Nouveaux cours d’éducation sexuelle: la sexualité en dilettante
Le ministre Sébastien Proulx obligera toutes les écoles à donner dès septembre prochain des cours d’éducation à la sexualité. Syndicats et directeurs d’école estiment que le projet est mal défini. Le ministre les convie à faire un saut dans l’inconnu.
L'occasion était trop belle. Jeudi se déroulait à Québec le Forum sur les agressions et le harcèlement sexuels. Le gouvernement Couillard, qui a déjà les yeux fixés sur l’échéance électorale, en a profité pour annoncer qu’il engageait 25 millions de dollars pour lutter contre les violences sexuelles. Pour compléter le tableau, le ministre de l’Éducation, du Loisir et du Sport, Sébastien Proulx, a annoncé que des « apprentissages en éducation à la sexualité » seront instaurés dans les 3000 écoles du Québec.

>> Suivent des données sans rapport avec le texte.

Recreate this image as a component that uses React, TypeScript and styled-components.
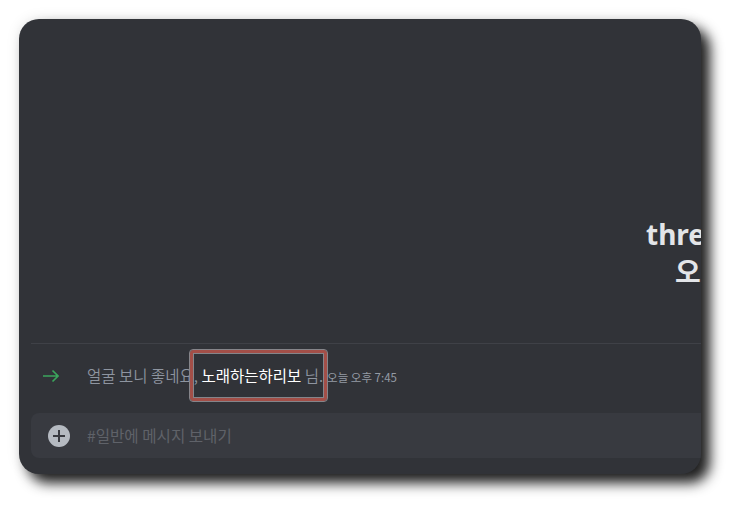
import React from "react";
import styled, { createGlobalStyle } from "styled-components";

const Global = createGlobalStyle`
  html, body { margin: 0; padding: 0; background: #fff; }
  body { width: 736px; height: 509px; overflow: hidden; font-family: "Noto Sans", "Noto Sans CJK KR", sans-serif; }
`;

const Page = styled.div`
  padding: 19px 35px 35px 19px;
`;

const Card = styled.main`
  width: 682px;
  height: 455px;
  display: flex;
  flex-direction: column;
  background: #313338;
  border-radius: 20px;
  box-shadow: 9px 9px 13px rgba(0, 0, 0, 0.88), 0 0 14px rgba(0, 0, 0, 0.1);
  overflow: hidden;
`;

const Hero = styled.section`
  flex: 1;
  display: flex;
  flex-direction: column;
  justify-content: flex-end;
  padding-bottom: 52px;
  min-height: 0;
`;

const HeroLine = styled.div<{ $indent: number }>`
  padding-left: ${(p) => p.$indent}px;
  color: #e3e5e8;
  font-family: "Noto Sans", "Noto Sans CJK KR", sans-serif;
  font-size: 28px;
  font-weight: 700;
  line-height: 38px;
  white-space: nowrap;
`;

const Divider = styled.hr`
  margin: 0 0 0 12px;
  height: 1px;
  border: 0;
  background: #3f4147;
`;

const Message = styled.div`
  height: 69px;
  display: flex;
  align-items: center;
  padding: 0 0 6px 24px;
  box-sizing: border-box;
`;

const ArrowSlot = styled.span`
  width: 44px;
  display: flex;
  align-items: center;
`;

const Body = styled.div`
  position: relative;
  color: #8e95a0;
  font-family: "Noto Sans CJK KR", sans-serif;
  font-size: 15.5px;
  font-weight: 350;
  line-height: 22px;
  white-space: nowrap;
`;

const Name = styled.strong`
  color: #ffffff;
  font-weight: 400;
`;

const Time = styled.time`
  margin-left: 4px;
  color: #949ba4;
  font-size: 11.5px;
  font-weight: 400;
`;

const Highlight = styled.span`
  position: absolute;
  left: 103px;
  top: -14px;
  width: 131px;
  height: 45px;
  border: 3px solid #a34f48;
  border-radius: 3px;
  outline: 1px solid #85858a;
  box-shadow: inset 0 0 0 1px #85858a;
`;

const Composer = styled.div`
  height: 45px;
  margin-left: 12px;
  display: flex;
  align-items: center;
  padding-left: 17px;
  background: #383a40;
  border-radius: 8px 0 0 8px;
`;

const Plus = styled.span`
  width: 22px;
  height: 22px;
  margin-right: 17px;
  display: block;
`;

const Placeholder = styled.span`
  color: #5f6269;
  font-family: "Noto Sans CJK KR", sans-serif;
  font-size: 15.6px;
  position: relative;
  top: -1px;
`;

const Foot = styled.div`
  height: 16px;
`;

export default function App() {
  return (
    <Page>
      <Global />
      <Card>
        <Hero>
          <HeroLine $indent={627}>three</HeroLine>
          <HeroLine $indent={656}>오신</HeroLine>
        </Hero>
        <Divider />
        <Message>
          <ArrowSlot>
            <svg width="16" height="14" viewBox="0 0 16 14" fill="none" stroke="#3ba55c" strokeWidth="1.6">
              <path d="M0 7h15M9.500 1.500 15 7l-5.500 5.500" />
            </svg>
          </ArrowSlot>
          <Body>
            얼굴 보니 좋네요, <Name>노래하는하리보</Name> 님.
            <Time>오늘 오후 7:45</Time>
            <Highlight />
          </Body>
        </Message>
        <Composer>
          <Plus>
            <svg width="22" height="22" viewBox="0 0 22 22">
              <circle cx="11" cy="11" r="11" fill="#b5bac1" />
              <path d="M11 5v12M5 11h12" stroke="#383a40" strokeWidth="2" />
            </svg>
          </Plus>
          <Placeholder>#일반에 메시지 보내기</Placeholder>
        </Composer>
        <Foot />
      </Card>
    </Page>
  );
}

Un projet-pilote en éducation sexuelle, auquel participent 19 écoles, en est à sa deuxième année. En outre, le ministre avait invité les écoles qui le souhaitaient à offrir ces cours dès septembre 2017 et près de 200 écoles publiques et privées ont accepté de le faire. Au printemps, il avait évoqué la date butoir de septembre 2018 pour étendre le programme à toutes les écoles. Sans se soucier du comité consultatif qu’il avait formé et qui est composé d’une vingtaine de représentants des directions d’école, des commissions scolaires, des syndicats d’enseignants et des comités de parents, Sébastien Proulx a décidé d’aller de l’avant avec la généralisation d’un programme au sujet duquel subsistent encore bien des inconnues.
C’est sur une base volontaire que les quelque 220 écoles offrent des cours d’éducation sexuelle. En les imposant à l’ensemble des écoles, le ministre aura donc affaire avec des directions d’école et des enseignants qui pourraient opposer une résistance à l’introduction de ce programme hors norme.
Cinq heures par an seront consacrées à la matière au primaire et quinze heures par an au secondaire. Ces heures seront prises à même les plages d’enseignement des autres matières. Mais on ne sait pas lesquelles, puisque ça dépend de l’enseignant — le professeur de français, d’éducation physique, de sciences, d’histoire, etc. — qui se montrera désireux d’enseigner la nouvelle matière. Certains cours d’éducation sexuelle pourront être donnés par des professionnels du réseau de la santé — infirmières, travailleurs sociaux —, par des sexologues de la commission scolaire, quand il y en a — elles sont rares —, ou encore par des psychologues scolaires (comme s’ils avaient le temps).
Directions d’école et enseignants auront carte blanche pour déterminer leur mode d’organisation. Débrouillez-vous, leur enjoint le ministre. Il a débloqué 3 millions de dollars pour payer la formation des enseignants, mais aucune somme pour des ressources additionnelles.
Sébastien Proulx écarte la voie de la création d’un nouveau programme livré par un enseignant spécialisé : il est trop compliqué de modifier le régime pédagogique. Il écarte aussi la possibilité d’engager des enseignants en éducation sexuelle qui passeraient de classe en classe et d’école en école.
En cette ère où les jeunes ont accès par Internet à une foule d’informations sur la sexualité, dont certaines sont de nature pornographique ou promeuvent carrément la violence, il est clair que l’école doit offrir des cours d’éducation sexuelle. Un large consensus existe d’ailleurs à cet égard. Sébastien Proulx poursuit un objectif louable. Mais il a choisi une approche à la va-comme-je-te-pousse, reposant largement sur la capacité des écoles de faire davantage avec les mêmes moyens et sur une forme de dilettantisme qu’on ne tolérerait pas dans d’autres matières.